Importance of Due Diligence
Transactions that undergo a due diligence process offer higher chances of success. Due diligence contributes to making informed decisions by enhancing the quality of information available to decision makers.
From a buyer’s perspective
Due diligence allows the buyer to feel more comfortable that his or her expectations regarding the transaction are correct. In mergers and acquisitions (M&A), purchasing a business without doing due diligence substantially increases the risk to the purchaser.
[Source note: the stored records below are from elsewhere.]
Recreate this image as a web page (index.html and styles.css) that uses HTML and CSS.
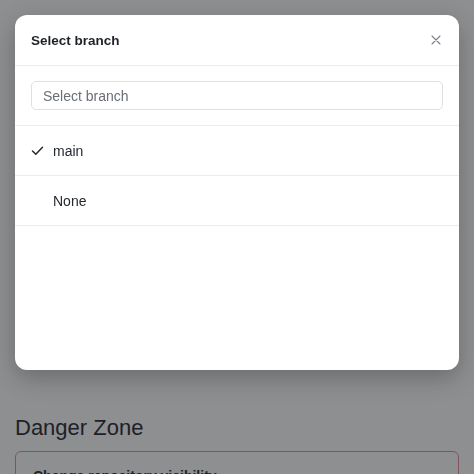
FILE: index.html
```html
<!DOCTYPE html>
<html>
<head>
<meta charset="utf-8">
<link rel="stylesheet" href="styles.css">
</head>
<body>
<main class="page">
  <div class="page-spacer"></div>
  <h2 class="danger-title">Danger Zone</h2>
  <section class="danger-box">
    <div class="danger-row">
      <strong class="danger-label">Change repository visibility</strong>
    </div>
  </section>
</main>

<div class="overlay">
  <div class="modal">
    <header class="modal-header">
      <h1 class="modal-title">Select branch</h1>
      <button class="close-btn" aria-label="Close">
        <svg width="10" height="10" viewBox="0 0 10 10"><path d="M1 1 L9 9 M9 1 L1 9" stroke="#7a8088" stroke-width="1.1" fill="none" stroke-linecap="round"/></svg>
      </button>
    </header>
    <div class="filter">
      <input class="filter-input" type="text" placeholder="Select branch">
    </div>
    <ul class="branch-list">
      <li class="branch-item">
        <span class="check">
          <svg width="13" height="13" viewBox="0 0 13 13"><path d="M1.5 7 L4.8 10.2 L11.5 3.2" stroke="#24292f" stroke-width="1.5" fill="none" stroke-linecap="round" stroke-linejoin="round"/></svg>
        </span>
        <span class="branch-name">main</span>
      </li>
      <li class="branch-item">
        <span class="check"></span>
        <span class="branch-name">None</span>
      </li>
    </ul>
  </div>
</div>
</body>
</html>
```

FILE: styles.css
```css
* { box-sizing: border-box; }
html, body {
  margin: 0;
  padding: 0;
  height: 100%;
  overflow: hidden;
  background: #ffffff;
  font-family: "Liberation Sans", Arial, sans-serif;
  color: #24292f;
}
.page {
  padding: 0 15px;
}
.page-spacer {
  height: 413px;
}
.danger-title {
  margin: 0;
  font-weight: 400;
  font-size: 22px;
  line-height: 30px;
  color: #1f2328;
}
.danger-box {
  margin-top: 8px;
  border: 1px solid #e8868c;
  border-radius: 6px;
}
.danger-row {
  padding: 15px 17px;
}
.danger-label {
  font-size: 14px;
  font-weight: 700;
}
.overlay {
  position: fixed;
  inset: 0;
  background: rgba(27, 31, 36, 0.5);
  padding: 15px;
}
.modal {
  width: 444px;
  height: 355px;
  background: #ffffff;
  border-radius: 12px;
  box-shadow: 0 8px 24px rgba(0, 0, 0, 0.25);
  overflow: hidden;
}
.modal-header {
  height: 51px;
  display: flex;
  align-items: center;
  justify-content: space-between;
  padding: 0 16px;
  border-bottom: 1px solid #ebedf0;
}
.modal-title {
  margin: 0;
  font-size: 13.5px;
  font-weight: 700;
  color: #1f2328;
}
.close-btn {
  border: 0;
  background: none;
  padding: 0;
  width: 10px;
  height: 10px;
  display: flex;
  margin-right: 2px;
}
.filter {
  padding: 15px 16px;
  border-bottom: 1px solid #ebedf0;
}
.filter-input {
  display: block;
  width: 100%;
  height: 29px;
  border: 1px solid #dde0e4;
  border-radius: 5px;
  padding: 0 11px;
  font-family: inherit;
  font-size: 14px;
  color: #24292f;
  outline: none;
}
.filter-input::placeholder {
  color: #6a6f76;
}
.branch-list {
  list-style: none;
  margin: 0;
  padding: 0;
}
.branch-item {
  height: 50px;
  display: flex;
  align-items: center;
  gap: 8px;
  padding-left: 16px;
  border-bottom: 1px solid #ebedf0;
  font-size: 14px;
  color: #24292f;
}
.check {
  width: 14px;
  height: 13px;
  display: flex;
}
```
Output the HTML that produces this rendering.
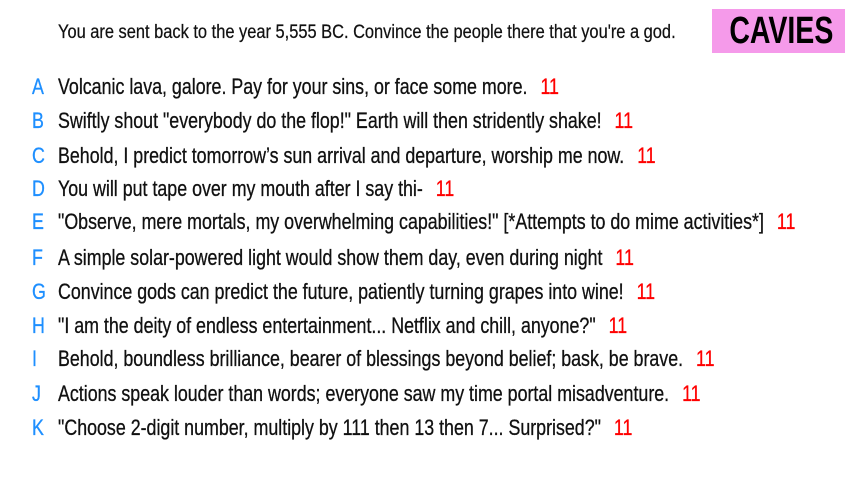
<!DOCTYPE html>
<html><head><meta charset="utf-8"><style>
body{margin:0;width:853px;height:480px;background:#fff;position:relative;overflow:hidden;font-family:"Liberation Sans",sans-serif;color:#111;}
.h{position:absolute;left:58px;top:22px;font-size:19px;white-space:nowrap;transform:scaleX(0.864);transform-origin:left center;-webkit-text-stroke:0.25px #111;}
.box{position:absolute;left:712px;top:9px;width:133px;height:44px;background:#f59aea;color:#000;font-size:38px;font-weight:bold;text-align:center;line-height:44px;}
.box span{display:inline-block;transform:scaleX(0.75);}
.r{position:absolute;left:0;white-space:nowrap;font-size:22px;line-height:24px;-webkit-text-stroke:0.3px currentColor;}
.r b{position:absolute;left:32px;color:#1e8fff;font-weight:normal;transform:scaleX(0.81);transform-origin:left center;}
.r .t{position:absolute;left:58px;transform:scaleX(0.81);transform-origin:left center;}
.r i{font-style:normal;color:#f00;margin-left:16px;}
</style></head><body>
<div class="h">You are sent back to the year 5,555 BC. Convince the people there that you're a god.</div>
<div class="box"><span>CAVIES</span></div>
<div class="r" style="top:75px"><b>A</b><span class="t">Volcanic lava, galore. Pay for your sins, or face some more.<i>11</i></span></div>
<div class="r" style="top:109px"><b>B</b><span class="t">Swiftly shout "everybody do the flop!" Earth will then stridently shake!<i>11</i></span></div>
<div class="r" style="top:144px"><b>C</b><span class="t">Behold, I predict tomorrow’s sun arrival and departure, worship me now.<i>11</i></span></div>
<div class="r" style="top:177px"><b>D</b><span class="t">You will put tape over my mouth after I say thi-<i>11</i></span></div>
<div class="r" style="top:210px"><b>E</b><span class="t">"Observe, mere mortals, my overwhelming capabilities!" [*Attempts to do mime activities*]<i>11</i></span></div>
<div class="r" style="top:246px"><b>F</b><span class="t">A simple solar-powered light would show them day, even during night<i>11</i></span></div>
<div class="r" style="top:280px"><b>G</b><span class="t">Convince gods can predict the future, patiently turning grapes into wine!<i>11</i></span></div>
<div class="r" style="top:314px"><b>H</b><span class="t">"I am the deity of endless entertainment... Netflix and chill, anyone?"<i>11</i></span></div>
<div class="r" style="top:347px"><b>I</b><span class="t">Behold, boundless brilliance, bearer of blessings beyond belief; bask, be brave.<i>11</i></span></div>
<div class="r" style="top:382px"><b>J</b><span class="t">Actions speak louder than words; everyone saw my time portal misadventure.<i>11</i></span></div>
<div class="r" style="top:416px"><b>K</b><span class="t">"Choose 2-digit number, multiply by 111 then 13 then 7... Surprised?"<i>11</i></span></div>
</body></html>
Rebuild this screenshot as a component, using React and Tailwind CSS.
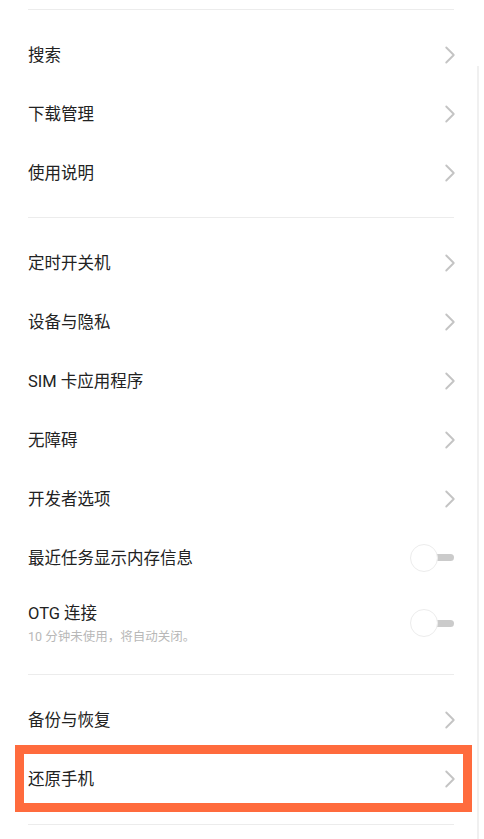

From a seller’s perspective
Due diligence is conducted to provide the purchaser with trust. However, due diligence may also benefit the seller, as going through the rigorous financial examination may, in fact, reveal that the fair market value of the seller’s company is more than what was initially thought to be the case. Therefore, it is not uncommon for sellers to prepare due diligence reports themselves prior to potential transactions.
Reasons For Due Diligence
There are several reasons why due diligence is conducted:
To confirm and verify information that was brought up during the deal or investment process
To identify potential defects in the deal or investment opportunity and thus avoid a bad business transaction
To obtain information that would be useful in valuing the deal
To make sure that the deal or investment opportunity complies with the investment or deal criteria
Costs of Due Diligence
The costs of undergoing a due diligence process depend on the scope and duration of the effort, which depends heavily on the complexity of the target company. Costs associated with due diligence are an easily justifiable expense compared to the risks associated with failing to conduct due diligence. Parties involved in the deal determine who bears the expense of due diligence. Both buyer and seller typically pay for their own team of investment bankers, accountants, attorneys, and other consulting personnel.